In an individualistic culture, these may seem like sensible indicators of wellbeing. But in a culture that values humility, relational harmony, and social duty, openly praising oneself may be discouraged. A participant might score lower, not because they are less well, but because the measure reflects a different cultural ideal.
Without cultural awareness, the researcher may mistake a mismatch in values for a deficit in wellbeing.
This is the WEIRD problem in miniature. It is not always that the data are wrong. It is that the meaning of the data can shift dramatically depending on context.
Why WEIRD still matters today
The conversation around WEIRD has become one of the most important correctives in modern psychology because it challenges the field to live up to its own ambitions.

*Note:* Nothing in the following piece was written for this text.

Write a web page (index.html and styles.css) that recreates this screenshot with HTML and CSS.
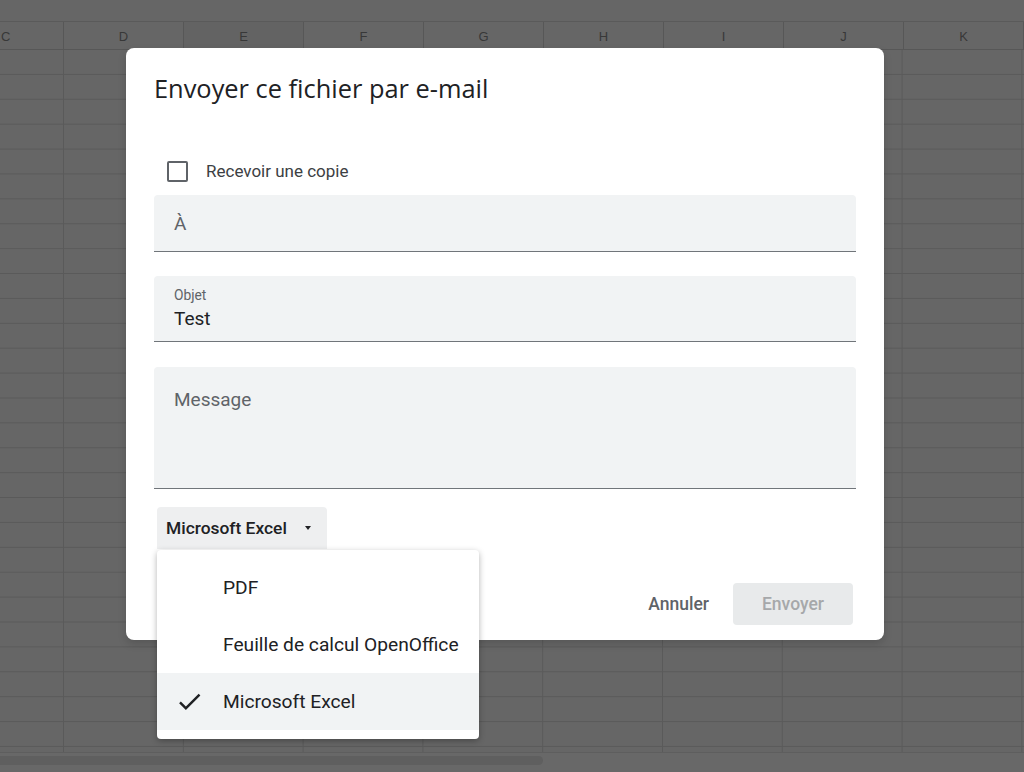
FILE: index.html
```html
<!DOCTYPE html>
<html lang="fr">
<head>
<meta charset="utf-8">
<title>Envoyer ce fichier par e-mail</title>
<link rel="stylesheet" href="styles.css">
</head>
<body>
<div class="screen">
  <div class="sheet">
    <div class="topbar"></div>
    <div class="colheads">
      <div class="colhead first">C</div>
      <div class="colhead">D</div>
      <div class="colhead sel">E</div>
      <div class="colhead">F</div>
      <div class="colhead">G</div>
      <div class="colhead">H</div>
      <div class="colhead">I</div>
      <div class="colhead">J</div>
      <div class="colhead">K</div>
    </div>
    <div class="cells"></div>
    <div class="hscroll"><div class="thumb"></div></div>
  </div>

  <div class="dialog">
    <h1 class="title">Envoyer ce fichier par e-mail</h1>
    <label class="check-row">
      <span class="checkbox"></span>
      <span class="check-label">Recevoir une copie</span>
    </label>
    <div class="field field-to">
      <span class="placeholder">À</span>
    </div>
    <div class="field field-subject">
      <span class="small-label">Objet</span>
      <span class="value">Test</span>
    </div>
    <div class="field field-message">
      <span class="placeholder">Message</span>
    </div>
    <div class="format-row">
      <div class="format-btn">
        <span>Microsoft Excel</span>
        <span class="arrow"></span>
      </div>
    </div>
    <div class="actions">
      <button class="btn-text">Annuler</button>
      <button class="btn-send">Envoyer</button>
    </div>
  </div>

  <div class="menu">
    <div class="menu-item"><span class="mark"></span><span>PDF</span></div>
    <div class="menu-item"><span class="mark"></span><span>Feuille de calcul OpenOffice</span></div>
    <div class="menu-item selected">
      <span class="mark">
        <svg viewBox="0 0 24 24" width="29" height="29"><path d="M9 16.17L4.83 12l-1.42 1.41L9 19 21 7l-1.41-1.41z" fill="#202124"/></svg>
      </span>
      <span>Microsoft Excel</span>
    </div>
  </div>
</div>
</body>
</html>
```

FILE: styles.css
```css
* { box-sizing: border-box; }
html, body { margin: 0; padding: 0; }
body {
  background: #666;
  font-family: Roboto, "Noto Sans", sans-serif;
  overflow: hidden;
}
.screen {
  position: relative;
  width: 1024px;
  height: 772px;
  overflow: hidden;
}

/* spreadsheet background */
.sheet {
  display: flex;
  flex-direction: column;
  width: 1024px;
  height: 772px;
  background: #666;
}
.topbar {
  height: 22px;
  border-bottom: 1px solid #5a5a5a;
}
.colheads {
  display: flex;
  height: 28px;
  border-bottom: 1px solid #575757;
}
.colhead {
  flex: 0 0 120px;
  border-right: 1px solid #575757;
  display: flex;
  align-items: center;
  justify-content: center;
  color: #383838;
  font-family: "Liberation Sans", Arial, sans-serif;
  font-size: 13px;
  padding-top: 1px;
}
.colhead.first {
  flex: 0 0 64px;
  justify-content: flex-start;
  padding-left: 1px;
}
.colhead.sel { background: #636363; }
.cells {
  flex: 1;
  background-color: #666;
  background-image:
    linear-gradient(to right, #5a5a5a 1px, transparent 1px),
    linear-gradient(to bottom, transparent 23.9px, #5a5a5a 23.9px);
  background-size: 119.8px 100%, 100% 24.9px;
  background-position: 63px 0, 0 0;
}
.hscroll {
  height: 20px;
  border-top: 1px solid #5e5e5e;
  background: #686868;
  padding-top: 3px;
}
.thumb {
  width: 543px;
  height: 9px;
  border-radius: 0 5px 5px 0;
  background: #5f5f5f;
}

/* dialog */
.dialog {
  position: absolute;
  left: 126px;
  top: 48px;
  width: 758px;
  height: 592px;
  background: #fff;
  border-radius: 8px;
  padding: 20px 28px 15px 28px;
  display: flex;
  flex-direction: column;
  box-shadow: 0 4px 8px rgba(0,0,0,0.15);
}
.title {
  margin: 0;
  font-family: "Open Sans", Roboto, sans-serif;
  font-weight: 400;
  font-size: 25.4px;
  line-height: 40px;
  color: #202124;
  letter-spacing: 0;
}
.check-row {
  display: flex;
  align-items: center;
  margin-top: 51px;
  padding-left: 13px;
  height: 24px;
}
.checkbox {
  width: 21px;
  height: 21px;
  border: 2px solid #5f6368;
  border-radius: 2px;
}
.check-label {
  margin-left: 18px;
  font-size: 17px;
  color: #3c4043;
}
.field {
  background: #f1f3f4;
  border-radius: 4px 4px 0 0;
  border-bottom: 1px solid #70757a;
  padding: 0 20px;
  display: flex;
  flex-direction: column;
}
.field-to {
  margin-top: 12px;
  height: 57px;
  justify-content: center;
  padding-top: 2px;
}
.field-subject {
  margin-top: 24px;
  height: 66px;
  padding-top: 11px;
}
.field-message {
  margin-top: 25px;
  height: 122px;
  padding-top: 21px;
}
.placeholder {
  font-size: 19px;
  color: #5f6368;
  line-height: 24px;
}
.small-label {
  font-size: 13.8px;
  color: #5f6368;
  line-height: 17px;
}
.value {
  font-size: 19px;
  color: #202124;
  line-height: 24px;
  margin-top: 3px;
}
.format-row {
  display: flex;
  margin-top: 18px;
  padding-left: 3px;
}
.format-btn {
  display: flex;
  align-items: center;
  height: 42px;
  width: 170px;
  padding: 0 9px;
  background: #eeeff0;
  border-radius: 4px 4px 0 0;
  font-size: 17.4px;
  font-weight: 500;
  color: #202124;
}
.format-btn .arrow {
  margin-left: auto;
  margin-right: 7px;
  width: 0;
  height: 0;
  border-left: 3.5px solid transparent;
  border-right: 3.5px solid transparent;
  border-top: 4px solid #202124;
}
.actions {
  margin-top: auto;
  display: flex;
  justify-content: flex-end;
  padding-right: 3px;
}
.actions button {
  font-family: inherit;
  font-size: 17.5px;
  font-weight: 500;
  height: 42px;
  border: none;
  border-radius: 4px;
  background: transparent;
  cursor: pointer;
}
.btn-text {
  color: #5f6368;
  padding: 0 24px;
}
.btn-send {
  width: 120px;
  background: #e8eaeb !important;
  color: #a6a8aa;
}

/* dropdown menu */
.menu {
  position: absolute;
  left: 157px;
  top: 550px;
  width: 322px;
  padding: 9px 0;
  background: #fff;
  border-radius: 4px;
  box-shadow: 0 2px 6px rgba(0,0,0,0.3);
}
.menu-item {
  display: flex;
  align-items: center;
  height: 57px;
  font-size: 19.2px;
  color: #202124;
}
.menu-item.selected { background: #f1f3f4; }
.mark {
  flex: 0 0 66px;
  display: flex;
  align-items: center;
  padding-left: 18px;
}
.mark svg { display: block; }
```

Psychology wants to explain human behaviour. That is a bold goal. But if it wants to make claims about humanity, it has to reckon honestly with who it has studied, who it has ignored, and whose worldview has been quietly built into its theories.
The real value of the WEIRD concept is that it pushes psychology to become more global, more reflective, and more intellectually honest. It does not tear the field down. It asks the field to widen its lens.
And that is a good thing.
A more culturally informed psychology is not just more fair. It is also more accurate.
Simply Put
The WEIRD problem reminds us that much of psychology has been built on research from a narrow segment of humanity, mostly people from Western, educated, affluent, industrialised, democratic societies. That does not make the research useless, but it does mean we should be cautious about treating it as universal.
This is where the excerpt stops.